As we paddled, the pipes and platform of an oil well came into view. The fog lightened for us to see ten or twelve adult great blue herons standing on the platform, breeding plumage fringing their necks. Soon, chicks were visible, smaller versions of the adults, with pointed long beaks stuck straight up in the air, their bodies hidden in large stick nests. We paddled quietly around the platform, keeping our distance as the adult birds eyed us warily.
Cruise along brush-covered shorelines, sit instead of wade, slide up shallow channels where no other boat can go. Kayaks take bird-watchers beyond the usual shore-bound birding sites. Drawing only a few inches of water with no motor noise, kayaks provide observers a different and often closer vantage point.
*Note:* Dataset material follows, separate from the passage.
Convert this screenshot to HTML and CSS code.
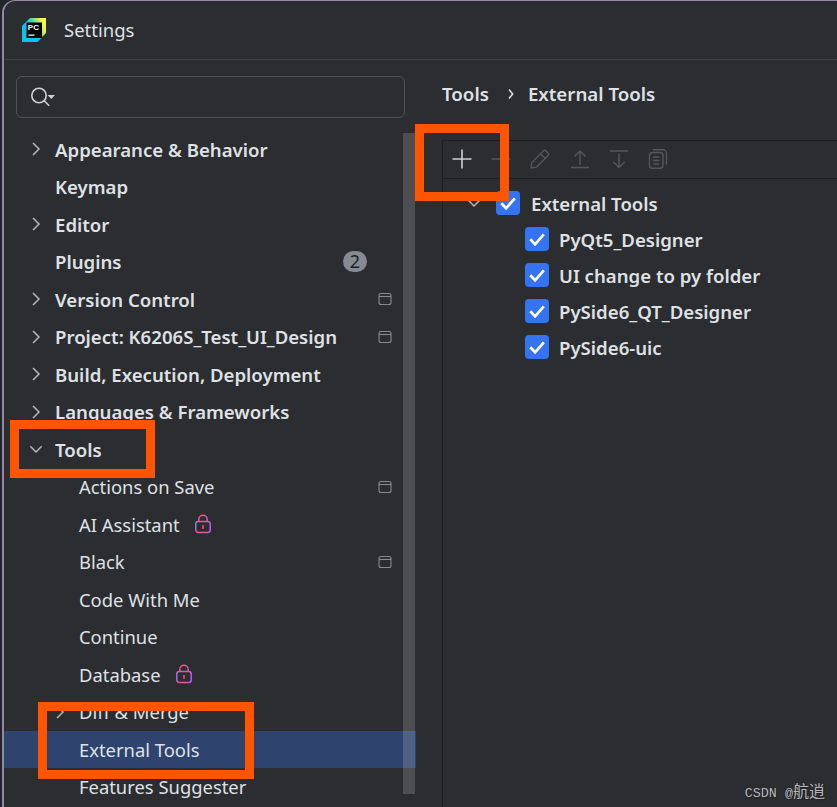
FILE: index.html
```html
<!DOCTYPE html>
<html lang="en">
<head>
    <meta charset="UTF-8">
    <meta name="viewport" content="width=device-width, initial-scale=1.0">
    <title>Settings</title>
    <link rel="stylesheet" href="styles.css">
</head>
<body>
    <!-- Shared icons -->
    <svg width="0" height="0" class="defs">
        <defs>
            <linearGradient id="lockGradient" gradientUnits="userSpaceOnUse" x1="1" y1="10" x2="17" y2="12">
                <stop offset="0" stop-color="#7b7cff"/>
                <stop offset="0.2" stop-color="#f2548f"/>
                <stop offset="0.55" stop-color="#ec5590"/>
                <stop offset="1" stop-color="#b35cff"/>
            </linearGradient>
            <linearGradient id="logoGradient" x1="0" y1="0.6" x2="1" y2="0.2">
                <stop offset="0.2" stop-color="#07c3f2"/>
                <stop offset="0.5" stop-color="#3fd6b0"/>
                <stop offset="0.9" stop-color="#fcf84a"/>
            </linearGradient>
        </defs>
        <symbol id="right" viewBox="0 0 16 16"><path d="M5 2l6 6-6 6"/></symbol>
        <symbol id="down" viewBox="0 0 16 16"><path d="M2.3 5.3L8 11l5.700-5.700"/></symbol>
        <symbol id="project" viewBox="0 0 14 14"><rect x="1" y="1.500" width="12" height="11" rx="2"/><path d="M1 4.500h12"/></symbol>
        <symbol id="lock" viewBox="0 0 18 20"><rect x="1.800" y="7.500" width="14.400" height="11" rx="2.500"/><path d="M4.800 7.500V5.500a4.200 4.200 0 0 1 8.400 0v2"/><path d="M9 11v4"/></symbol>
        <symbol id="check" viewBox="0 0 24 24"><path d="M5.300 12.300l4.800 5L18.800 7.300"/></symbol>
    </svg>

    <div class="window">
        <div class="titlebar">
            <svg class="logo" viewBox="0 0 24 24">
                <path d="M0 8L8 0h16v15L15 24H0z" fill="url(#logoGradient)"/>
                <path d="M0 8l5-4v16h14l-4 4H0z" fill="#07c3f2"/>
                <rect x="4.500" y="4.500" width="15.500" height="15.500" fill="#000"/>
                <text x="5.800" y="12" class="logo-text">PC</text>
                <path d="M6.500 17.200h6" stroke="#fff" stroke-width="1.300"/>
            </svg>
            <span class="title">Settings</span>
        </div>

        <div class="main">
            <div class="sidebar">
                <div class="search">
                    <svg viewBox="0 0 26 20"><circle cx="8" cy="8.500" r="7.200"/><path d="M13.200 13.700l5 5"/><path class="caret" d="M16.500 8h7.500l-3.700 4z"/></svg>
                </div>
                <ul class="tree">
                    <li class="top"><svg class="arrow"><use href="#right"/></svg><span>Appearance &amp; Behavior</span></li>
                    <li class="top"><i class="arrow"></i><span>Keymap</span></li>
                    <li class="top"><svg class="arrow"><use href="#right"/></svg><span>Editor</span></li>
                    <li class="top"><i class="arrow"></i><span>Plugins</span><b class="badge">2</b></li>
                    <li class="top"><svg class="arrow"><use href="#right"/></svg><span>Version Control</span><svg class="project"><use href="#project"/></svg></li>
                    <li class="top"><svg class="arrow"><use href="#right"/></svg><span>Project: K6206S_Test_UI_Design</span><svg class="project"><use href="#project"/></svg></li>
                    <li class="top"><svg class="arrow"><use href="#right"/></svg><span>Build, Execution, Deployment</span></li>
                    <li class="top"><svg class="arrow"><use href="#right"/></svg><span>Languages &amp; Frameworks</span></li>
                    <li class="top"><svg class="arrow"><use href="#down"/></svg><span>Tools</span></li>
                    <li class="sub"><i class="arrow"></i><span>Actions on Save</span><svg class="project"><use href="#project"/></svg></li>
                    <li class="sub"><i class="arrow"></i><span>AI Assistant</span><svg class="lock"><use href="#lock"/></svg></li>
                    <li class="sub"><i class="arrow"></i><span>Black</span><svg class="project"><use href="#project"/></svg></li>
                    <li class="sub"><i class="arrow"></i><span>Code With Me</span></li>
                    <li class="sub"><i class="arrow"></i><span>Continue</span></li>
                    <li class="sub"><i class="arrow"></i><span>Database</span><svg class="lock"><use href="#lock"/></svg></li>
                    <li class="sub"><svg class="arrow"><use href="#right"/></svg><span>Diff &amp; Merge</span></li>
                    <li class="sub selected"><i class="arrow"></i><span>External Tools</span></li>
                    <li class="sub"><i class="arrow"></i><span>Features Suggester</span></li>
                </ul>
                <div class="scrollbar"></div>
            </div>

            <div class="content">
                <div class="breadcrumb">
                    <span>Tools</span>
                    <svg viewBox="0 0 6 12"><path d="M1 1.500L4.700 6 1 10.500"/></svg>
                    <span>External Tools</span>
                </div>
                <div class="panel">
                    <div class="toolbar">
                        <svg class="enabled" viewBox="0 0 20 20"><path d="M10 .5v19M.5 10h19"/></svg>
                        <svg viewBox="0 0 20 20"><path d="M.5 10h19"/></svg>
                        <svg viewBox="0 0 20 20"><path d="M1 19l.8-5.500L13.300 2a2 2 0 0 1 2.800 0l1.900 1.900a2 2 0 0 1 0 2.800L6.500 18.200zM10.500 4.800l4.700 4.700"/></svg>
                        <svg viewBox="0 0 20 20"><path d="M1 18.500h18M10 16V2M4.500 7.500L10 2l5.500 5.500"/></svg>
                        <svg viewBox="0 0 20 20"><path d="M1 2h18M10 4.500v14M4.500 13l5.500 5.500 5.500-5.500"/></svg>
                        <svg viewBox="0 0 20 20"><rect x="1.500" y="3.500" width="13.500" height="15.800" rx="3"/><path d="M5 .8h9.500a4 4 0 0 1 4 4V15.500M5.300 8h6M5.300 11.500h6M5.300 15h6"/></svg>
                    </div>
                    <ul class="tools">
                        <li class="group"><svg class="arrow"><use href="#down"/></svg><svg class="checkbox"><use href="#check"/></svg><span>External Tools</span></li>
                        <li><svg class="checkbox"><use href="#check"/></svg><span>PyQt5_Designer</span></li>
                        <li><svg class="checkbox"><use href="#check"/></svg><span>UI change to py folder</span></li>
                        <li><svg class="checkbox"><use href="#check"/></svg><span>PySide6_QT_Designer</span></li>
                        <li><svg class="checkbox"><use href="#check"/></svg><span>PySide6-uic</span></li>
                    </ul>
                </div>
            </div>
        </div>
    </div>

    <!-- Step markers -->
    <div class="marker marker-tools"></div>
    <div class="marker marker-external"></div>
    <div class="marker marker-add"></div>
    <div class="watermark">CSDN @<span>航逍</span></div>
</body>
</html>
```
FILE: styles.css
```css
* {
    box-sizing: border-box;
}

body {
    margin: 0;
    padding: 0 0 0 2px;
    height: 807px;
    overflow: hidden;
    position: relative;
    background-color: #232427;
    font-family: "Noto Sans", "Open Sans", sans-serif;
    font-size: 18.7px;
    color: #dfe1e5;
}

svg {
    fill: none;
    flex-shrink: 0;
}

.defs {
    position: absolute;
}

ul {
    list-style: none;
    margin: 0;
    padding: 0;
}

.window {
    height: 807px;
    background-color: #2b2d30;
    border-left: 2px solid #9389a5;
    border-top: 1px solid #9389a5;
    border-top-left-radius: 13px;
    overflow: hidden;
}

.titlebar {
    display: flex;
    align-items: center;
    height: 59px;
    padding-left: 18px;
    border-bottom: 1px solid #3d3f43;
}

.title {
    padding-bottom: 2px;
    font-size: 18.5px;
}

.logo {
    width: 24px;
    height: 24px;
    margin-right: 18px;
}

.logo-text {
    font-family: "Liberation Sans", sans-serif;
    font-size: 8px;
    font-weight: bold;
    fill: #fff;
}

.main {
    display: flex;
    height: 747px;
}

.sidebar {
    position: relative;
    width: 412px;
    padding-top: 16px;
}

.search {
    display: flex;
    align-items: center;
    width: 389px;
    height: 42px;
    margin: 0 0 12.5px 12px;
    padding-left: 14px;
    border: 1.5px solid #4e5157;
    border-radius: 6px;
}

.search svg {
    width: 26px;
    height: 20px;
    stroke: #ced0d6;
    stroke-width: 1.6;
}

.search .caret {
    fill: #ced0d6;
    stroke: none;
}

.tree li {
    display: flex;
    align-items: center;
    height: 37.5px;
    padding-right: 24px;
    white-space: nowrap;
}

.tree .top {
    padding-left: 24px;
    font-size: 18.6px;
    font-weight: 600;
}

.tree .sub {
    padding-left: 48px;
    font-size: 18.4px;
}

.tree .selected {
    background-color: #2e436e;
}

.arrow {
    width: 16px;
    height: 16px;
    margin-right: 11px;
    stroke: #b4b8bf;
    stroke-width: 1.5;
}

.badge {
    width: 24px;
    height: 21px;
    margin: 0 25px 0 auto;
    border-radius: 11px;
    background-color: #868a91;
    color: #1e1f22;
    font-size: 18px;
    font-weight: 400;
    line-height: 21px;
    text-align: center;
}

.project {
    width: 14px;
    height: 14px;
    margin-left: auto;
    stroke: #868a91;
    stroke-width: 1.1;
}

.lock {
    width: 18px;
    height: 20px;
    margin-left: 14px;
    stroke: url(#lockGradient);
    stroke-width: 1.5;
}

.scrollbar {
    position: absolute;
    top: 73px;
    left: 399px;
    width: 12px;
    height: 661px;
    background-color: rgba(255, 255, 255, 0.16);
}

.content {
    display: flex;
    flex-direction: column;
    flex: 1;
    padding: 19px 0 0 26px;
}

.breadcrumb {
    display: flex;
    align-items: center;
    height: 28px;
    font-weight: 600;
}

.breadcrumb svg {
    width: 6px;
    height: 12px;
    margin: 2px 14px 0 19px;
    stroke: #dfe1e5;
    stroke-width: 1.5;
}

.panel {
    flex: 1;
    margin-top: 33px;
    border: solid #1e1f22;
    border-width: 1px 0 0 1px;
}

.toolbar {
    display: flex;
    align-items: center;
    gap: 19.2px;
    height: 38px;
    padding: 0 0 1px 9px;
    border-bottom: 1px solid #1e1f22;
}

.toolbar svg {
    width: 20px;
    height: 20px;
    stroke: #55575c;
    stroke-width: 1.4;
}

.toolbar .enabled {
    stroke: #ced0d6;
    stroke-width: 1.6;
}

.tools {
    padding-top: 6px;
}

.tools li {
    display: flex;
    align-items: center;
    height: 36px;
    padding-left: 82px;
    font-size: 18.6px;
    font-weight: 600;
}

.tools .group {
    padding-left: 23px;
}

.tools .arrow {
    margin-right: 14px;
}

.checkbox {
    width: 24px;
    height: 24px;
    margin: 0 10px 0 0;
    border-radius: 4px;
    background-color: #3574f0;
    stroke: #fff;
    stroke-width: 2.7;
}

.group .checkbox {
    margin-right: 11px;
}

.marker {
    position: absolute;
    border: 9px solid #ff5500;
}

.marker-tools {
    top: 420px;
    left: 10px;
    width: 145px;
    height: 58px;
}

.marker-external {
    top: 702px;
    left: 38px;
    width: 216px;
    height: 77px;
}

.marker-add {
    top: 124px;
    left: 415px;
    width: 94px;
    height: 77px;
}

.watermark {
    position: absolute;
    right: 12px;
    bottom: 5px;
    color: #b5b6b8;
    font-family: "Liberation Mono", monospace;
    font-size: 13.4px;
    text-shadow: 1px 1px 1px #1e1f22;
}

.watermark span {
    font-family: "Noto Sans CJK SC", sans-serif;
    font-size: 16px;
}
```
Texas, with its balmy weather and rich avifauna, is a great place to combine kayaking and bird-watching, and Goose Island State Park is an excellent place for novices to slip a boat in the water. Dense oak mottes, seagrass marshes and oyster reefs provide habitat for over 300 species of birds. Located 12 miles north of Rockport off Texas Highway 35, Goose Island State Park is part of the Great Texas Coastal Birding Trail. Adjacent to Aransas National Wildlife Refuge, the park is on Lamar Peninsula, surrounded by Aransas and St. Charles Bays.